Giorni fa Un mio amico ha fatto il cammino. All’inizio ero un po’ arrabbiata perche’ lui poteva permettersi questo viaggio e io no.. gli ho chiesto se mi portava con lui…. e mi ha risposto NO!! PER PORTARE ME bisogna organizzare un cammino speciale… non vi dico la reazione che ho avuto dentro ”PERCHÉno??” dopo i primi sms ho capito il perche’…
IL CAMMINO E’ BEN LONTANO DALL’ESSERE DICHIARATO ACCESSIBILE A PERSONE SU CARROZZINA. Con il passare dei giorni la rabbia e svanita. Perche’ il mio amico e’ stato grande e mi ha coinvolto nel suo viaggio attraverso le sue emozioni i suoi raccanti – foto – le alzate all’alba, piaghe ai piedi. Ma la cosa piu’ bella di questo viaggio e’ stata la piena condivisione.
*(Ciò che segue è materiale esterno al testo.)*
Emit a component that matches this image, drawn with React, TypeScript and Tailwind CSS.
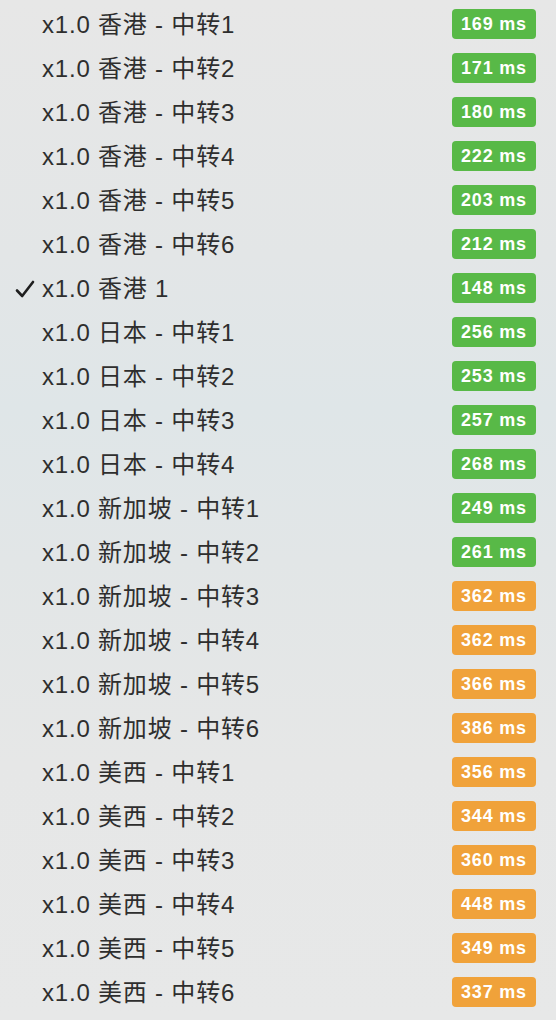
import React from "react";

type Row = { name: string; ms: number; checked?: boolean };

const rows: Row[] = [
  { name: "x1.0 香港 - 中转1", ms: 169 },
  { name: "x1.0 香港 - 中转2", ms: 171 },
  { name: "x1.0 香港 - 中转3", ms: 180 },
  { name: "x1.0 香港 - 中转4", ms: 222 },
  { name: "x1.0 香港 - 中转5", ms: 203 },
  { name: "x1.0 香港 - 中转6", ms: 212 },
  { name: "x1.0 香港 1", ms: 148, checked: true },
  { name: "x1.0 日本 - 中转1", ms: 256 },
  { name: "x1.0 日本 - 中转2", ms: 253 },
  { name: "x1.0 日本 - 中转3", ms: 257 },
  { name: "x1.0 日本 - 中转4", ms: 268 },
  { name: "x1.0 新加坡 - 中转1", ms: 249 },
  { name: "x1.0 新加坡 - 中转2", ms: 261 },
  { name: "x1.0 新加坡 - 中转3", ms: 362 },
  { name: "x1.0 新加坡 - 中转4", ms: 362 },
  { name: "x1.0 新加坡 - 中转5", ms: 366 },
  { name: "x1.0 新加坡 - 中转6", ms: 386 },
  { name: "x1.0 美西 - 中转1", ms: 356 },
  { name: "x1.0 美西 - 中转2", ms: 344 },
  { name: "x1.0 美西 - 中转3", ms: 360 },
  { name: "x1.0 美西 - 中转4", ms: 448 },
  { name: "x1.0 美西 - 中转5", ms: 349 },
  { name: "x1.0 美西 - 中转6", ms: 337 },
];

export default function App() {
  return (
    <div
      className="w-[556px] h-[1020px] overflow-hidden pt-[2px] bg-[linear-gradient(180deg,#e7e7e7_0%,#e3e6e7_25%,#dfe6e8_40%,#e2e6e7_55%,#e6e7e7_75%,#e7e8e8_100%)]"
      style={{ fontFamily: '"Liberation Sans", "Noto Sans CJK SC", sans-serif' }}
    >
      {rows.map((r, i) => (
        <div key={i} className="h-[44px] flex items-center">
          <div className="w-[42px] flex justify-end pr-[7px]">
            {r.checked && (
              <svg width="20" height="18" viewBox="0 0 20 18" className="mt-[2px]">
                <path
                  d="M2 10.5 L7.2 16 L18 2"
                  fill="none"
                  stroke="#1f1f1f"
                  strokeWidth="2.6"
                  strokeLinecap="round"
                  strokeLinejoin="round"
                />
              </svg>
            )}
          </div>
          <div className="flex-1 mt-[2px] text-[24px] tracking-[0.8px] text-[#2e2e2e] leading-none whitespace-pre">
            {r.name}
          </div>
          <div
            className={`mr-[20px] w-[84px] h-[30px] rounded-[4px] flex items-center justify-center text-white font-bold text-[18px] tracking-[0.8px] ${
              r.ms < 300 ? "bg-[#58b947]" : "bg-[#f0a23a]"
            }`}
          >
            {r.ms} ms
          </div>
        </div>
      ))}
    </div>
  );
}
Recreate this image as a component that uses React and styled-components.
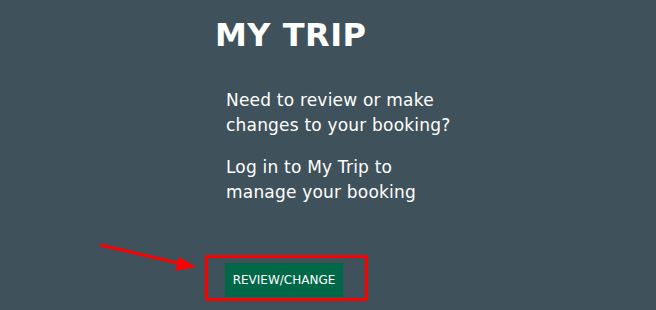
import React from "react";
import styled, { createGlobalStyle } from "styled-components";

const GlobalStyle = createGlobalStyle`
  html, body {
    margin: 0;
    padding: 0;
    background: #3f525b;
  }
  body {
    font-family: "DejaVu Sans", sans-serif;
  }
`;

const Page = styled.div`
  width: 656px;
  height: 310px;
  position: relative;
  overflow: hidden;
  background: #3f525b;
  color: #ffffff;
`;

const Content = styled.div`
  display: flex;
  flex-direction: column;
  padding: 15px 0 0 215px;
`;

const Title = styled.h1`
  margin: 0;
  font-family: "DejaVu Sans", sans-serif;
  font-size: 32px;
  font-weight: 700;
  line-height: 40px;
  letter-spacing: 0.5px;
`;

const Body = styled.div`
  display: flex;
  flex-direction: column;
  gap: 17px;
  padding: 33px 0 0 11px;
`;

const Para = styled.p`
  margin: 0;
  font-family: "DejaVu Sans", sans-serif;
  font-size: 17px;
  font-weight: 400;
  line-height: 25px;
  letter-spacing: 0.2px;
`;

const ButtonRow = styled.div`
  padding: 58px 0 0 10px;
`;

const Button = styled.div`
  display: inline-flex;
  align-items: center;
  justify-content: center;
  width: 118px;
  height: 34px;
  background: #006747;
  color: #ffffff;
  font-family: "DejaVu Sans", sans-serif;
  font-size: 12px;
`;

const Highlight = styled.div`
  position: absolute;
  left: 205px;
  top: 255px;
  width: 157px;
  height: 40px;
  border: 3px solid #ff0000;
  border-radius: 2px;
`;

const Arrow = styled.svg`
  position: absolute;
  left: 0;
  top: 0;
`;

export default function App() {
  return (
    <>
      <GlobalStyle />
      <Page>
        <Content>
          <Title>MY TRIP</Title>
          <Body>
            <Para>
              Need to review or make
              <br />
              changes to your booking?
            </Para>
            <Para>
              Log in to My Trip to
              <br />
              manage your booking
            </Para>
          </Body>
          <ButtonRow>
            <Button>REVIEW/CHANGE</Button>
          </ButtonRow>
        </Content>
        <Highlight />
        <Arrow width="656" height="310" viewBox="0 0 656 310">
          <line x1="100" y1="245" x2="182" y2="264" stroke="#ff0000" strokeWidth="3" />
          <polygon points="196,267 175,271 179,257" fill="#ff0000" />
        </Arrow>
      </Page>
    </>
  );
}
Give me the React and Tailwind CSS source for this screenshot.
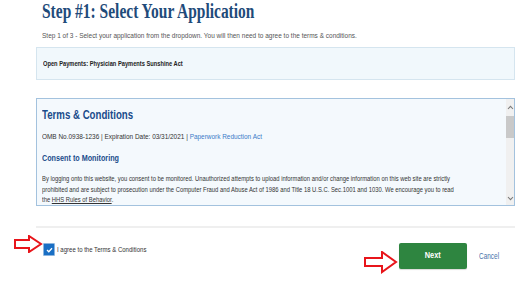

Forse a voi fara’ ridere ma sono anche riuscita a sentire il Padre Nostro in diretta dalla chiesa di San Francesco, anche l’arrivo a Santiago e’ stata un’impresa: non arrivava mai; sulle conchiglie mancavano sempre dei chilometri.. È vero, non avro’ l’attestato, il quaderno con i timbri, ma in fondo quelli sono solo pezzi di carta che un giorno (….) A me invece rimane la gioia di tutto quello che ho saputo raccogliere da questo viaggio speciale. Volevo dire al mio AMICO che entrare dagli ingressi laterali non e’ un offesa… io e Pasquale (carrozzina) e’una vita che entriamo dalle porte laterali, perche’ “nessuno pensa che noi siamo parte di questo mondo, e non una parte a sé”.
Grazie per avermi fatto VIVERE E PARTECIPE a questo viaggio pieno di bellezze e di insidie e cattedrale mastodontica.